Paul Greengrass has a divisive visual style. His use of hand-held cameras and the “shaky cam” method excites some, and annoys many. Supremacy follows the same kind of visual aesthetic than Bloody Sunday had, and the director would keep it going with United 93’s loosey-goosey style, and once again with The Bourne Ultimatum. Some will enjoy this kind of madness, other will not – me, I’m in the former. I think Greengrass’s style works perfectly for Bourne’s zig-zagging adventures, his rapid-cut, hyper-edited action sequences giving a hard-hitting energy to these moments, while his sneaky, half-hidden camera during more intimate and dialogue-driven moments offer some nice nuance to otherwise perfunctory CIA-procedural moments.

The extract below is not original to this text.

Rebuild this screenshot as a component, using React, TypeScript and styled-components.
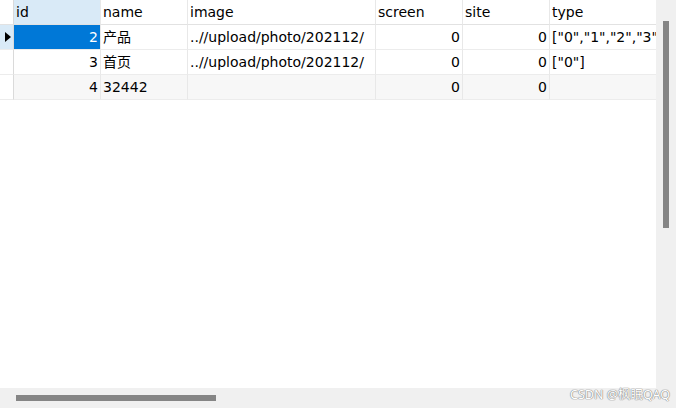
import React from 'react';
import styled, { createGlobalStyle } from 'styled-components';

const GlobalStyle = createGlobalStyle`
  html, body {
    margin: 0;
    padding: 0;
    background: #ffffff;
  }
  body {
    font-family: 'DejaVu Sans', 'Noto Sans CJK SC', sans-serif;
  }
`;

interface Column {
  key: string;
  title: string;
  width: number;
  numeric?: boolean;
}

const COLUMNS: Column[] = [
  { key: 'id', title: 'id', width: 87, numeric: true },
  { key: 'name', title: 'name', width: 87 },
  { key: 'image', title: 'image', width: 188 },
  { key: 'screen', title: 'screen', width: 87, numeric: true },
  { key: 'site', title: 'site', width: 87, numeric: true },
  { key: 'type', title: 'type', width: 187 },
];

const ROWS: Record<string, string>[] = [
  {
    id: '2',
    name: '产品',
    image: '..//upload/photo/202112/',
    screen: '0',
    site: '0',
    type: '["0","1","2","3"]',
  },
  {
    id: '3',
    name: '首页',
    image: '..//upload/photo/202112/',
    screen: '0',
    site: '0',
    type: '["0"]',
  },
  { id: '4', name: '32442', image: '', screen: '0', site: '0', type: '' },
];

const Window = styled.div`
  position: relative;
  width: 676px;
  height: 408px;
  display: grid;
  grid-template-columns: 656px 20px;
  grid-template-rows: 388px 20px;
  background: #f0f0f0;
  overflow: hidden;
`;

const GridArea = styled.div`
  background: #ffffff;
  overflow: hidden;
`;

const Row = styled.div<{ $stripe?: boolean }>`
  display: flex;
  height: 25px;
  background: ${(p) => (p.$stripe ? '#f7f7f7' : '#ffffff')};
`;

const RowHeader = styled.div<{ $active?: boolean; $head?: boolean }>`
  flex: 0 0 14px;
  height: 25px;
  box-sizing: border-box;
  border-right: 1px solid #dadada;
  border-bottom: 1px solid ${(p) => (p.$head ? '#e2e2e2' : '#ececec')};
  background: ${(p) => (p.$active ? '#d9eaf7' : '#ffffff')};
  display: flex;
  align-items: center;
  padding-left: 5px;
`;

const Pointer = styled.span`
  width: 0;
  height: 0;
  border-top: 5px solid transparent;
  border-bottom: 5px solid transparent;
  border-left: 6px solid #000000;
`;

const HeadCell = styled.div<{ $w: number; $selected?: boolean }>`
  flex: 0 0 ${(p) => p.$w}px;
  height: 25px;
  border-right: 1px solid #e8e8e8;
  border-bottom: 1px solid #e2e2e2;
  background: ${(p) => (p.$selected ? '#d9eaf7' : '#ffffff')};
  padding-left: 2px;
  box-sizing: border-box;
  font-size: 14px;
  line-height: 24px;
  color: #000000;
  white-space: nowrap;
  overflow: hidden;
`;

const Cell = styled.div<{ $w: number; $numeric?: boolean; $focused?: boolean }>`
  flex: 0 0 ${(p) => p.$w}px;
  height: 25px;
  border-right: 1px solid #e8e8e8;
  border-bottom: 1px solid #ececec;
  background: ${(p) => (p.$focused ? '#0078d7' : 'transparent')};
  color: ${(p) => (p.$focused ? '#ffffff' : '#000000')};
  text-align: ${(p) => (p.$numeric ? 'right' : 'left')};
  padding: 0 2px;
  box-sizing: border-box;
  font-size: 14px;
  line-height: 24px;
  white-space: nowrap;
  overflow: hidden;
`;

const VTrack = styled.div`
  grid-row: 1 / 3;
  grid-column: 2;
  background: #f0f0f0;
  padding: 21px 0 0 7px;
  box-sizing: border-box;
`;

const VThumb = styled.div`
  width: 6px;
  height: 207px;
  background: #858585;
`;

const HTrack = styled.div`
  background: #f0f0f0;
  padding: 7px 0 0 16px;
  box-sizing: border-box;
`;

const HThumb = styled.div`
  width: 200px;
  height: 6px;
  background: #858585;
`;

const Watermark = styled.span`
  position: absolute;
  right: 6px;
  bottom: 6px;
  font-family: 'Noto Sans', 'Noto Sans CJK SC', sans-serif;
  font-size: 12.5px;
  line-height: 14px;
  color: #ffffff;
  text-shadow: 0 0 1px #8a8a8a, 0 0 1px #8a8a8a, 0 0 1px #8a8a8a;
`;

export default function App() {
  return (
    <>
      <GlobalStyle />
      <Window>
        <GridArea>
          <Row>
            <RowHeader $head />
            {COLUMNS.map((c) => (
              <HeadCell key={c.key} $w={c.width} $selected={c.key === 'id'}>
                {c.title}
              </HeadCell>
            ))}
          </Row>
          {ROWS.map((r, i) => (
            <Row key={r.id} $stripe={i === 2}>
              <RowHeader $active={i === 0}>{i === 0 && <Pointer />}</RowHeader>
              {COLUMNS.map((c) => (
                <Cell
                  key={c.key}
                  $w={c.width}
                  $numeric={c.numeric}
                  $focused={i === 0 && c.key === 'id'}>
                  {r[c.key]}
                </Cell>
              ))}
            </Row>
          ))}
        </GridArea>
        <VTrack>
          <VThumb />
        </VTrack>
        <HTrack>
          <HThumb />
        </HTrack>
        <Watermark>CSDN @枫眠QAQ</Watermark>
      </Window>
    </>
  );
}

I should also note, John Powell’s fantastic score remains one of the best action-work I’ve ever heard – it’s still on rotation in my car, truth be told, even a decade on from release – and serves up some magnificently exciting bomp-bomp-pum-pum action beats.
Easily the best moment of the film is the final breathtaking car chase. Albeit utterly ludicrous and unbelievable (which is weird, considering how realistic the Bourne franchise prides itself on being), the final chase through Moscow’s streets by Bourne, Kirill and the Russian cops is just gobsmacking. It goes on, on and on, with wreckage and debris strewn across half of the city as Bourne makes a run for it. If there was ever a scene that saw people using cars as weapons, this fifteen minute masterpiece of action editing and sonic fury is it. Again, John Powell score amps up the tension and energy with scintillating verve, as Broune throws his stolen taxicab around oncoming traffic and into freewheeling, death-defying (and logic-shredding) action.
The Bourne Supremacy is terrific action entertainment. The story twists and turns, Jason Bourne delivers plenty of cool “moments”, and the film’s style brings with it a heightened reality that works for the story rather than against it; if you like things fast, frantic and filled with cross-continental espionage action, this is the film for you. An absolute belter.